4.    Call it out when it happens:

Some behaviours might benefit from being addressed directly, in the moment. For example, you might say, “When you do x, as you just did, this has the following effect on me and the team…” It is wise to talk about effect sof behaviours, which allows the feedback recipient to reflect on the impact of their actions and to take it less personally. 

5.    Turn it around:

A great opening question for a feedback conversation is: “How do you think you are meeting this standard?” Meet your conversation partner where they are. It is likely that they are already quite aware of their strengths and weaknesses, and it is much better to start from a shared basis of understanding. 

6.    Other points:

·      Start by declaring your intention, and by stating your desired outcome. 

·      Ask what your conversation partner is hoping to get out of the conversation? 

·      Bear in mind core constructive feedback principles: Ideally, feedback should be true, helpful, and kind. 

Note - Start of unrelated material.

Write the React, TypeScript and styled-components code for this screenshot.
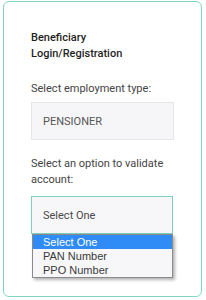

·      Be mindful that sometimes, people do not react well to perceived criticisms. They may go into flight or fight mode, or become extremely defensive. Yet it might simply take them some time to digest the feedback. Even if a conversation appears to have gone badly, you cannot know what long-term impact your feedback may have had. 

·      Own your feedback and do not hide behind others (as in “Katie thinks you are failing at x… I personally think you are great, I’m really just reporting what Katie says…”). 

·      Don’t ever weaponize feedback – check the purity of your own intentions and remember your carer responsibilities in the roles and power dynamics in which you operate.

·      Make sure that your feedback is always constructive, specific, actionable, and growth-oriented, and that it supports a culture of psychological safety and continuous learning.

In conclusion, mastering the art of giving and receiving feedback is essential for our personal and professional development. By embracing both the challenges and rewards of providing powerful feedback, we can create a culture of high challenge and high support in any setting.